When you buy a home or complete new construction, many jurisdictions issue a supplemental tax bill to capture the difference between the old assessed value and the new one. The amount is prorated for the remaining months in the fiscal year, so buying in October means you owe a larger supplemental bill than buying in April. These bills are sent directly to the homeowner, not to the mortgage servicer, so your escrow account won’t cover them automatically. Recent buyers who aren’t expecting the bill sometimes mistake it for a duplicate or a scam. It’s neither. Pay it by the deadline printed on the notice to avoid penalties.
Special assessments fund specific infrastructure projects that benefit a defined group of properties: new sewer lines, road paving, streetlights, or stormwater systems. Unlike general property taxes, which fund broad government services, a special assessment charges only the parcels that directly benefit from the improvement. The charge can be a one-time lump sum or spread over several years. Special assessments are not deductible on your federal return if they increase your property’s value, though you can add them to your home’s cost basis, which may reduce capital gains tax when you eventually sell.3Internal Revenue Service. Publication 530 (2025), Tax Information for Homeowners
Most homeowners with a mortgage pay property taxes through an escrow account built into their monthly payment. When your property taxes go up, your monthly mortgage payment goes up too, and the timing of that increase often surprises people.
Federal law requires your mortgage servicer to analyze your escrow account at least once a year to make sure it holds enough to cover upcoming tax and insurance disbursements.4eCFR. 12 CFR 1024.17 If the analysis reveals a shortage because your property taxes increased, the servicer raises your monthly payment to cover the gap. The servicer is also allowed to maintain a cushion of up to two months’ worth of escrow payments as a buffer against unexpected increases.5Consumer Financial Protection Bureau. 12 CFR 1024.17 Escrow Accounts
If the escrow analysis shows you’re short, you typically have the option to pay the shortage as a lump sum or spread it over the next 12 months. Either way, the monthly payment adjustment hits your budget. This is why a successful property tax appeal can have a double benefit: it lowers your tax bill and reduces the escrow portion of your mortgage payment. Conversely, homeowners who skip their homestead exemption or ignore an inflated assessment end up paying more every single month without necessarily realizing why.
Property tax debt is uniquely dangerous because the taxing authority’s lien takes priority over nearly every other claim on your home, including your mortgage. Ignoring it doesn’t make it go away; it makes it exponentially more expensive.

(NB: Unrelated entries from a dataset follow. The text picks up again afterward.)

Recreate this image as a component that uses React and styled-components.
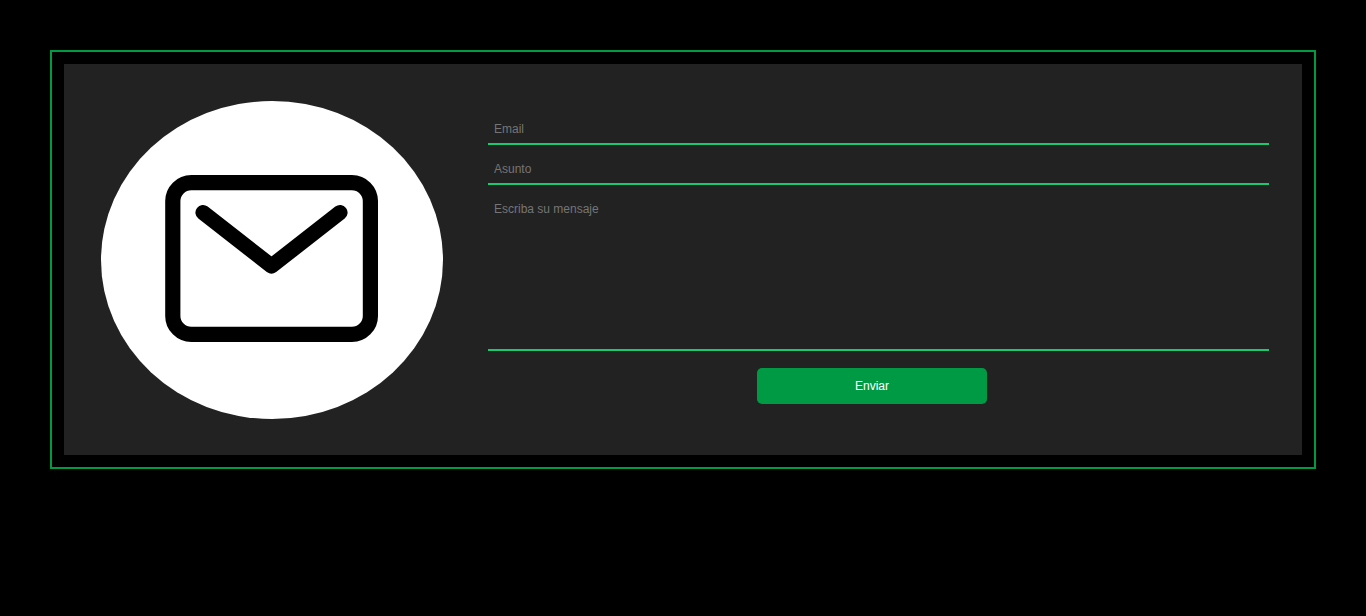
import React from "react";
import styled, { createGlobalStyle, css } from "styled-components";

const GlobalStyle = createGlobalStyle`
  * { box-sizing: border-box; }
  body {
    margin: 0;
    background: #000;
    font-family: Arial, "Liberation Sans", sans-serif;
    font-size: 12px;
  }
`;

const Frame = styled.main`
  margin: 50px;
  padding: 12px;
  border: 2px solid #009944;
`;

const Panel = styled.section`
  display: grid;
  grid-template-columns: 342fr 794fr;
  column-gap: 32px;
  padding: 37px 33px 36px 37px;
  background: #222;
`;

const MailBadge = styled.svg`
  display: block;
  width: 100%;
  height: auto;
`;

const Form = styled.form`
  display: flex;
  flex-direction: column;
  padding-top: 12px;
`;

const fieldStyle = css`
  display: block;
  margin: 0 0 8px 13px;
  padding: 9px 6px 7px;
  border: 0;
  border-bottom: 2px solid #16c972;
  border-radius: 0;
  outline: none;
  background: transparent;
  color: #fff;
  font: inherit;
  line-height: 14px;

  &::placeholder {
    color: #757575;
    opacity: 1;
  }
`;

const TextField = styled.input`
  ${fieldStyle}
  height: 32px;
`;

const MessageField = styled.textarea`
  ${fieldStyle}
  height: 158px;
  resize: none;
`;

const SubmitButton = styled.button`
  align-self: center;
  width: 230px;
  max-width: 100%;
  height: 36px;
  margin-top: 9px;
  padding: 0;
  border: 0;
  border-radius: 5px;
  background: #009944;
  color: #fff;
  font: inherit;
  cursor: pointer;
`;

export default function App() {
  return (
    <>
      <GlobalStyle />
      <Frame>
        <Panel>
          <MailBadge viewBox="0 0 342 318" aria-hidden="true">
            <ellipse cx="171" cy="159" rx="171" ry="159" fill="#fff" />
            <g fill="none" stroke="#000" strokeWidth="15.2">
              <rect x="71.8" y="81.6" width="197.6" height="151.8" rx="18.5" />
              <path
                d="M102 111.6 170.5 165 239 111.6"
                strokeLinecap="round"
                strokeLinejoin="round"
              />
            </g>
          </MailBadge>
          <Form onSubmit={(event) => event.preventDefault()}>
            <TextField type="email" name="email" placeholder="Email" aria-label="Email" />
            <TextField type="text" name="asunto" placeholder="Asunto" aria-label="Asunto" />
            <MessageField
              name="mensaje"
              placeholder="Escriba su mensaje"
              aria-label="Escriba su mensaje"
            />
            <SubmitButton type="submit">Enviar</SubmitButton>
          </Form>
        </Panel>
      </Frame>
    </>
  );
}
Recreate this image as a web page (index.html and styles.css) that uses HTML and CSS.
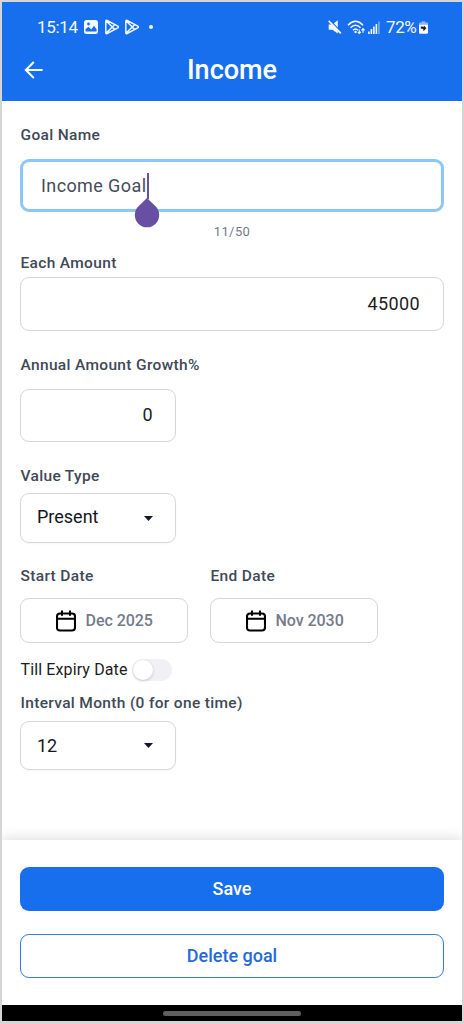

The sequence generally works like this. After your taxes become delinquent, penalties and interest start accruing. Rates vary by jurisdiction but commonly run between 6% and 18% per year, and some places stack flat penalties on top of the interest. After a period of continued nonpayment, the taxing authority can sell either a lien against your property or the property itself, depending on the state. In lien sale states, a third-party investor buys your tax debt and earns interest while you repay it. In tax deed states, the property itself is sold at auction, and you lose ownership. A redemption period may allow you to reclaim the property after a sale, but you’ll owe the full amount of back taxes plus interest, penalties, and often a substantial premium to the buyer.
The timeline from delinquency to sale varies. Some jurisdictions move to auction within a year or two; others allow several years of nonpayment before initiating proceedings. But once the process starts, attorney fees pile on, and the total amount owed can balloon to multiples of the original tax debt. If you’re struggling to pay, contact your local tax office before the bill becomes delinquent. Many jurisdictions offer installment payment plans that let you spread the balance over months or years, often at lower interest rates than the delinquency penalties. A payment plan keeps the lien from being sold and buys you time to get current.